*** Entries

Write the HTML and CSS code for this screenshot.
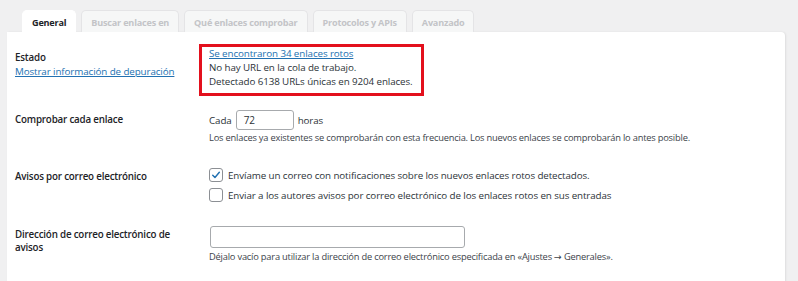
FILE: index.html
```html
<!DOCTYPE html>
<html lang="es">
<head>
<meta charset="utf-8">
<title>Ajustes</title>
<link rel="stylesheet" href="styles.css">
</head>
<body>
<nav class="tabs">
  <span class="tab active">General</span>
  <span class="tab">Buscar enlaces en</span>
  <span class="tab">Qué enlaces comprobar</span>
  <span class="tab">Protocolos y APIs</span>
  <span class="tab">Avanzado</span>
</nav>
<main class="panel">
  <div class="row row-status">
    <div class="label">
      <div class="label-text">Estado</div>
      <a class="link" href="#">Mostrar información de depuración</a>
    </div>
    <div class="field">
      <div class="status-box">
        <a class="link" href="#">Se encontraron 34 enlaces rotos</a>
        <div>No hay URL en la cola de trabajo.</div>
        <div>Detectado 6138 URLs únicas en 9204 enlaces.</div>
      </div>
    </div>
  </div>
  <div class="row row-check">
    <div class="label"><div class="label-text">Comprobar cada enlace</div></div>
    <div class="field">
      <div class="inline">Cada <span class="input small">72</span> horas</div>
      <div class="desc">Los enlaces ya existentes se comprobarán con esta frecuencia. Los nuevos enlaces se comprobarán lo antes posible.</div>
    </div>
  </div>
  <div class="row row-mail">
    <div class="label"><div class="label-text">Avisos por correo electrónico</div></div>
    <div class="field">
      <label class="cb-line"><span class="cb checked"><svg viewBox="0 0 14 14" width="14" height="14"><path d="M3.2 7.2 L5.8 9.8 L10.9 3.9" fill="none" stroke="#2271b1" stroke-width="1.7" stroke-linecap="round" stroke-linejoin="round"/></svg></span>Envíame un correo con notificaciones sobre los nuevos enlaces rotos detectados.</label>
      <label class="cb-line"><span class="cb"></span>Enviar a los autores avisos por correo electrónico de los enlaces rotos en sus entradas</label>
    </div>
  </div>
  <div class="row row-addr">
    <div class="label"><div class="label-text wrap">Dirección de correo electrónico de avisos</div></div>
    <div class="field">
      <span class="input wide"></span>
      <div class="desc">Déjalo vacío para utilizar la dirección de correo electrónico especificada en «Ajustes <span class="arrow">→</span> Generales».</div>
    </div>
  </div>
</main>
</body>
</html>
```
FILE: styles.css
```css
html, body {
  margin: 0;
  padding: 0;
  background: #f0f0f1;
  height: 100%;
}
body {
  font-family: "Open Sans", "Noto Sans", sans-serif;
  font-size: 9.8px;
  letter-spacing: -0.1px;
  color: #2c3338;
  overflow: hidden;
}
.tabs {
  display: flex;
  gap: 5px;
  padding: 10px 0 0 22px;
  height: 22px;
}
.tab {
  box-sizing: border-box;
  height: 22px;
  padding: 1px 9px 0;
  display: flex;
  align-items: center;
  font-weight: 700;
  font-size: 9.1px;
  letter-spacing: -0.2px;
  color: #c3c4c7;
  background: #f6f7f7;
  border: 1px solid #e4e4e6;
  border-bottom: none;
  border-radius: 5px 5px 0 0;
}
.tab.active {
  color: #1d2327;
  background: #fff;
  border-color: #fff;
}
.panel {
  margin-left: 7px;
  width: 778px;
  height: 260px;
  background: #fff;
  border-radius: 0 4px 0 0;
  box-shadow: 1px 0 2px rgba(0,0,0,0.08);
  padding: 12px 0 0 8px;
  box-sizing: border-box;
}
.row {
  display: grid;
  grid-template-columns: 194px 1fr;
}
.label-text {
  font-weight: 600;
  font-size: 9.8px;
  letter-spacing: -0.2px;
  color: #1d2327;
  line-height: 14px;
}
.label-text.wrap {
  width: 182px;
  line-height: 13px;
}
.link {
  color: #2271b1;
  text-decoration: underline;
  line-height: 14px;
  display: block;
}
.row-status .label { padding-top: 7px; }
.status-box {
  display: inline-block;
  border: 3px solid #e3101d;
  padding: 0 8px 4px 7px;
  line-height: 14px;
  margin-left: -10px;
}
.row-check { margin-top: 14px; }
.row-check .label { padding-top: 3px; }
.inline {
  display: flex;
  align-items: center;
  gap: 4px;
  height: 20px;
}
.input {
  box-sizing: border-box;
  display: inline-flex;
  align-items: center;
  border: 1px solid #a7aaad;
  border-radius: 3px;
  background: #fff;
  padding: 0 7px;
  color: #2c3338;
  font-size: 10px;
}
.input.small { width: 58px; height: 20px; }
.input.wide { width: 255px; height: 22px; display: flex; margin-left: 1px; }
.desc {
  font-size: 9.3px;
  letter-spacing: -0.2px;
  line-height: 14px;
  margin-top: 1px;
  color: #3c434a;
}
.arrow {
  font-family: "Noto Sans", "DejaVu Sans", sans-serif;
}
.row-mail { margin-top: 22px; }
.row-mail .label { padding-top: 3px; }
.cb-line {
  display: flex;
  align-items: center;
  gap: 5px;
  height: 16px;
}
.cb-line + .cb-line { margin-top: 4px; }
.cb {
  box-sizing: border-box;
  width: 14px;
  height: 14px;
  border: 1px solid #8c8f94;
  border-radius: 3px;
  display: inline-flex;
  align-items: center;
  justify-content: center;
  background: #fff;
}
.cb svg { display: block; }
.row-addr { margin-top: 23px; }
.row-addr .label { padding-top: 2px; }
.row-addr .desc { margin-top: 2px; }
```
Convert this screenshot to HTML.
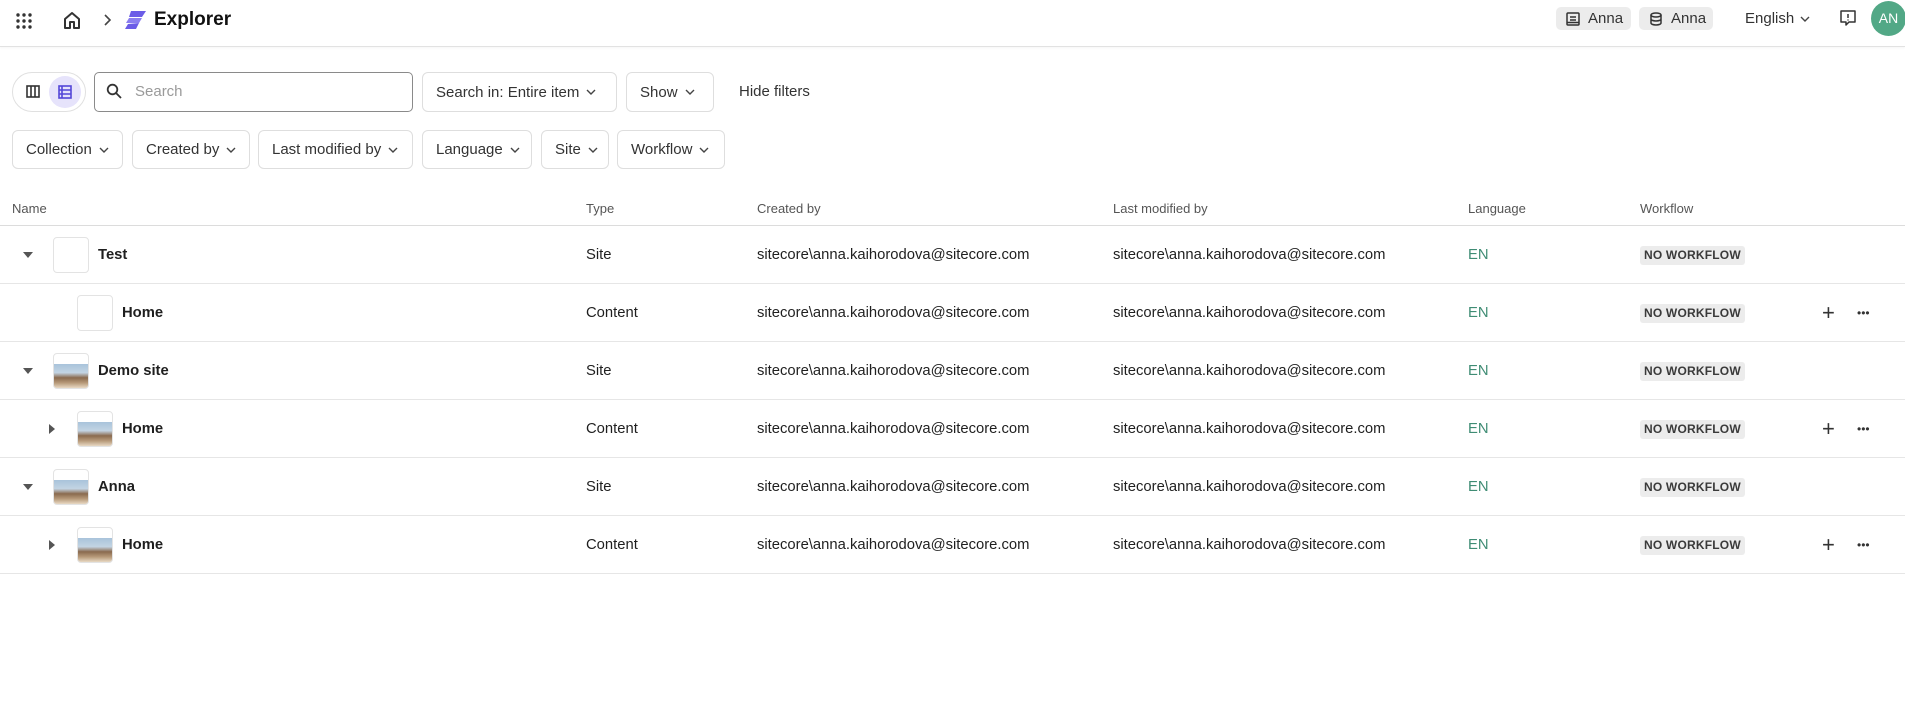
<!DOCTYPE html>
<html><head><meta charset="utf-8">
<style>
*{box-sizing:border-box;margin:0;padding:0}
body{width:1905px;height:724px;background:#fff;font-family:"Liberation Sans",Arial,sans-serif;color:#1a1a1a;position:relative;overflow:hidden}
.a{position:absolute}
.top{position:absolute;left:0;top:0;width:1905px;height:47px;border-bottom:1px solid #e2e2e2;box-shadow:0 1px 2px rgba(0,0,0,.04)}
.btn{position:absolute;border:1px solid #dedede;border-radius:6px;font-size:15px;color:#333;display:flex;align-items:center;padding-left:13px;height:39px}
.btn svg{margin-left:7px}
.hd{position:absolute;top:201px;font-size:13px;color:#555}
.row{position:absolute;left:0;width:1905px;height:58px;border-bottom:1px solid #e6e6e6}
.cell{position:absolute;top:0;line-height:58px;font-size:14.8px;color:#1f1f1f}
.nm{font-weight:bold}
.en{color:#3f8c74}
.wf{position:absolute;top:20px;left:1640px;height:19px;line-height:19px;padding:0 4px;background:#ececec;border-radius:3px;font-size:12px;font-weight:bold;color:#3a3a3a;letter-spacing:.2px}
.thumb{position:absolute;top:11px;width:36px;height:36px;border:1px solid #e3e3e3;border-radius:4px;background:#fff;overflow:hidden}
.img{background:linear-gradient(180deg,#fff 0,#fff 30%,#a9c3db 30%,#c3d4e3 55%,#8a6a4e 70%,#b79a7a 85%,#e8d9c4 100%)}
.tri{position:absolute;top:25px}
.dots{font-size:12px !important;letter-spacing:0 !important}
</style></head><body>
<div class="top">
  <svg class="a" style="left:15px;top:12px" width="18" height="18" viewBox="0 0 18 18" fill="#333"><circle cx="3" cy="3" r="1.7"/><circle cx="9" cy="3" r="1.7"/><circle cx="15" cy="3" r="1.7"/><circle cx="3" cy="9" r="1.7"/><circle cx="9" cy="9" r="1.7"/><circle cx="15" cy="9" r="1.7"/><circle cx="3" cy="15" r="1.7"/><circle cx="9" cy="15" r="1.7"/><circle cx="15" cy="15" r="1.7"/></svg>
  <svg class="a" style="left:62px;top:10px" width="20" height="20" viewBox="0 0 20 20" fill="none" stroke="#333" stroke-width="2"><path d="M3 9 L10 3 L17 9 V18 H12 V12 H8 V18 H3 Z" stroke-linejoin="round"/></svg>
  <svg class="a" style="left:102px;top:13px" width="10" height="14" viewBox="0 0 10 14" fill="none" stroke="#444" stroke-width="1.6"><path d="M3 2 L8 7 L3 12"/></svg>
  <svg class="a" style="left:125px;top:10px" width="22" height="20" viewBox="0 0 22 20"><path d="M6 1 H21 L17 7 H4 Z" fill="#6b5ce7"/><path d="M4 8 H17 L14 13 H1 Z" fill="#8b7ef0"/><path d="M14 13 L11 19 H0 L3 14 Z" fill="#6b5ce7"/></svg>
  <div class="a" style="left:154px;top:9px;font-size:19px;font-weight:bold;color:#111">Explorer</div>
  <div class="a" style="left:1556px;top:7px;width:75px;height:23px;background:#ececec;border-radius:5px;font-size:15px;color:#333;line-height:23px;padding-left:32px">Anna</div>
  <svg class="a" style="left:1566px;top:12px" width="14" height="14" viewBox="0 0 14 14" fill="none" stroke="#333" stroke-width="1.5"><rect x="1" y="1" width="12" height="12" rx="1"/><path d="M4 5H10M4 8H10M1 10.5H13"/></svg>
  <div class="a" style="left:1639px;top:7px;width:74px;height:23px;background:#ececec;border-radius:5px;font-size:15px;color:#333;line-height:23px;padding-left:32px">Anna</div>
  <svg class="a" style="left:1649px;top:12px" width="14" height="14" viewBox="0 0 14 14" fill="none" stroke="#333" stroke-width="1.5"><ellipse cx="7" cy="3" rx="5" ry="2"/><path d="M2 3V11C2 12 4 13 7 13S12 12 12 11V3M2 7C2 8 4 9 7 9S12 8 12 7"/></svg>
  <div class="a" style="left:1745px;top:10px;font-size:15px;color:#333">English</div>
  <svg class="a" style="left:1800px;top:15px" width="10" height="8" viewBox="0 0 10 8" fill="none" stroke="#444" stroke-width="1.4"><path d="M1 2L5 6L9 2"/></svg>
  <svg class="a" style="left:1839px;top:9px" width="18" height="18" viewBox="0 0 18 18" fill="none" stroke="#333" stroke-width="1.5"><path d="M2 2H16V13H10L7 16V13H2Z" stroke-linejoin="round"/><path d="M9 5V9M9 10.5V11.5"/></svg>
  <div class="a" style="left:1871px;top:1px;width:35px;height:35px;border-radius:50%;background:#52a886;color:#fff;font-size:14px;line-height:35px;text-align:center">AN</div>
</div>

<div class="a" style="left:12px;top:72px;width:74px;height:40px;border:1px solid #e0e0e0;border-radius:20px"></div>
<svg class="a" style="left:26px;top:85px" width="14" height="13" viewBox="0 0 14 13" fill="none" stroke="#333" stroke-width="1.6"><rect x="1" y="1" width="12" height="11"/><path d="M5 1V12M9 1V12"/></svg>
<div class="a" style="left:49px;top:76px;width:32px;height:32px;border-radius:50%;background:#e6e3fb"></div>
<svg class="a" style="left:58px;top:85px" width="14" height="14" viewBox="0 0 14 14" fill="none" stroke="#5447d8" stroke-width="1.6"><rect x="1" y="1" width="12" height="12"/><path d="M1 5H13M1 9H13M4 1V13"/></svg>
<div class="a" style="left:94px;top:72px;width:319px;height:40px;border:1px solid #8a8a8a;border-radius:5px"></div>
<svg class="a" style="left:106px;top:83px" width="16" height="16" viewBox="0 0 16 16" fill="none" stroke="#333" stroke-width="1.8"><circle cx="6.5" cy="6.5" r="4.8"/><path d="M10 10L15 15"/></svg>
<div class="a" style="left:135px;top:83px;font-size:15px;color:#9a9a9a">Search</div>
<div class="btn" style="left:422px;top:72px;width:195px;height:40px">Search in: Entire item<svg width="10" height="8" viewBox="0 0 10 8" fill="none" stroke="#444" stroke-width="1.4"><path d="M1 2L5 6L9 2"/></svg></div>
<div class="btn" style="left:626px;top:72px;width:88px;height:40px">Show<svg width="10" height="8" viewBox="0 0 10 8" fill="none" stroke="#444" stroke-width="1.4"><path d="M1 2L5 6L9 2"/></svg></div>
<div class="a" style="left:739px;top:83px;font-size:15px;color:#333">Hide filters</div>

<div class="btn" style="left:12px;top:130px;width:111px">Collection<svg width="10" height="8" viewBox="0 0 10 8" fill="none" stroke="#444" stroke-width="1.4"><path d="M1 2L5 6L9 2"/></svg></div>
<div class="btn" style="left:132px;top:130px;width:118px">Created by<svg width="10" height="8" viewBox="0 0 10 8" fill="none" stroke="#444" stroke-width="1.4"><path d="M1 2L5 6L9 2"/></svg></div>
<div class="btn" style="left:258px;top:130px;width:155px">Last modified by<svg width="10" height="8" viewBox="0 0 10 8" fill="none" stroke="#444" stroke-width="1.4"><path d="M1 2L5 6L9 2"/></svg></div>
<div class="btn" style="left:422px;top:130px;width:110px">Language<svg width="10" height="8" viewBox="0 0 10 8" fill="none" stroke="#444" stroke-width="1.4"><path d="M1 2L5 6L9 2"/></svg></div>
<div class="btn" style="left:541px;top:130px;width:68px">Site<svg width="10" height="8" viewBox="0 0 10 8" fill="none" stroke="#444" stroke-width="1.4"><path d="M1 2L5 6L9 2"/></svg></div>
<div class="btn" style="left:617px;top:130px;width:108px">Workflow<svg width="10" height="8" viewBox="0 0 10 8" fill="none" stroke="#444" stroke-width="1.4"><path d="M1 2L5 6L9 2"/></svg></div>

<div class="hd" style="left:12px">Name</div>
<div class="hd" style="left:586px">Type</div>
<div class="hd" style="left:757px">Created by</div>
<div class="hd" style="left:1113px">Last modified by</div>
<div class="hd" style="left:1468px">Language</div>
<div class="hd" style="left:1640px">Workflow</div>
<div class="a" style="left:0;top:225px;width:1905px;border-top:1px solid #dcdcdc"></div>

<div class="row" style="top:226px">
  <svg class="tri" style="left:23px;top:26px" width="10" height="6" viewBox="0 0 10 6"><path d="M0 0H10L5 6Z" fill="#555"/></svg>
  <div class="thumb" style="left:53px"></div>
  <div class="cell nm" style="left:98px">Test</div>
  <div class="cell" style="left:586px">Site</div>
  <div class="cell" style="left:757px">sitecore\anna.kaihorodova@sitecore.com</div>
  <div class="cell" style="left:1113px">sitecore\anna.kaihorodova@sitecore.com</div>
  <div class="cell en" style="left:1468px">EN</div>
  <div class="wf">NO WORKFLOW</div>
</div>
<div class="row" style="top:284px">
  <div class="thumb" style="left:77px"></div>
  <div class="cell nm" style="left:122px">Home</div>
  <div class="cell" style="left:586px">Content</div>
  <div class="cell" style="left:757px">sitecore\anna.kaihorodova@sitecore.com</div>
  <div class="cell" style="left:1113px">sitecore\anna.kaihorodova@sitecore.com</div>
  <div class="cell en" style="left:1468px">EN</div>
  <div class="wf">NO WORKFLOW</div>
  <div class="cell" style="left:1822px;font-size:22px;color:#333">+</div>
  <div class="cell dots" style="left:1857px;color:#333">•••</div>
</div>
<div class="row" style="top:342px">
  <svg class="tri" style="left:23px;top:26px" width="10" height="6" viewBox="0 0 10 6"><path d="M0 0H10L5 6Z" fill="#555"/></svg>
  <div class="thumb img" style="left:53px"></div>
  <div class="cell nm" style="left:98px">Demo site</div>
  <div class="cell" style="left:586px">Site</div>
  <div class="cell" style="left:757px">sitecore\anna.kaihorodova@sitecore.com</div>
  <div class="cell" style="left:1113px">sitecore\anna.kaihorodova@sitecore.com</div>
  <div class="cell en" style="left:1468px">EN</div>
  <div class="wf">NO WORKFLOW</div>
</div>
<div class="row" style="top:400px">
  <svg class="tri" style="left:49px;top:24px" width="6" height="10" viewBox="0 0 6 10"><path d="M0 0V10L6 5Z" fill="#555"/></svg>
  <div class="thumb img" style="left:77px"></div>
  <div class="cell nm" style="left:122px">Home</div>
  <div class="cell" style="left:586px">Content</div>
  <div class="cell" style="left:757px">sitecore\anna.kaihorodova@sitecore.com</div>
  <div class="cell" style="left:1113px">sitecore\anna.kaihorodova@sitecore.com</div>
  <div class="cell en" style="left:1468px">EN</div>
  <div class="wf">NO WORKFLOW</div>
  <div class="cell" style="left:1822px;font-size:22px;color:#333">+</div>
  <div class="cell dots" style="left:1857px;color:#333">•••</div>
</div>
<div class="row" style="top:458px">
  <svg class="tri" style="left:23px;top:26px" width="10" height="6" viewBox="0 0 10 6"><path d="M0 0H10L5 6Z" fill="#555"/></svg>
  <div class="thumb img" style="left:53px"></div>
  <div class="cell nm" style="left:98px">Anna</div>
  <div class="cell" style="left:586px">Site</div>
  <div class="cell" style="left:757px">sitecore\anna.kaihorodova@sitecore.com</div>
  <div class="cell" style="left:1113px">sitecore\anna.kaihorodova@sitecore.com</div>
  <div class="cell en" style="left:1468px">EN</div>
  <div class="wf">NO WORKFLOW</div>
</div>
<div class="row" style="top:516px">
  <svg class="tri" style="left:49px;top:24px" width="6" height="10" viewBox="0 0 6 10"><path d="M0 0V10L6 5Z" fill="#555"/></svg>
  <div class="thumb img" style="left:77px"></div>
  <div class="cell nm" style="left:122px">Home</div>
  <div class="cell" style="left:586px">Content</div>
  <div class="cell" style="left:757px">sitecore\anna.kaihorodova@sitecore.com</div>
  <div class="cell" style="left:1113px">sitecore\anna.kaihorodova@sitecore.com</div>
  <div class="cell en" style="left:1468px">EN</div>
  <div class="wf">NO WORKFLOW</div>
  <div class="cell" style="left:1822px;font-size:22px;color:#333">+</div>
  <div class="cell dots" style="left:1857px;color:#333">•••</div>
</div>
</body></html>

******

**Short problem:**
Copy each line of the records that contains the word "screenshot".

**Written response:**
Write the HTML and CSS code for this screenshot.
Convert this screenshot to HTML.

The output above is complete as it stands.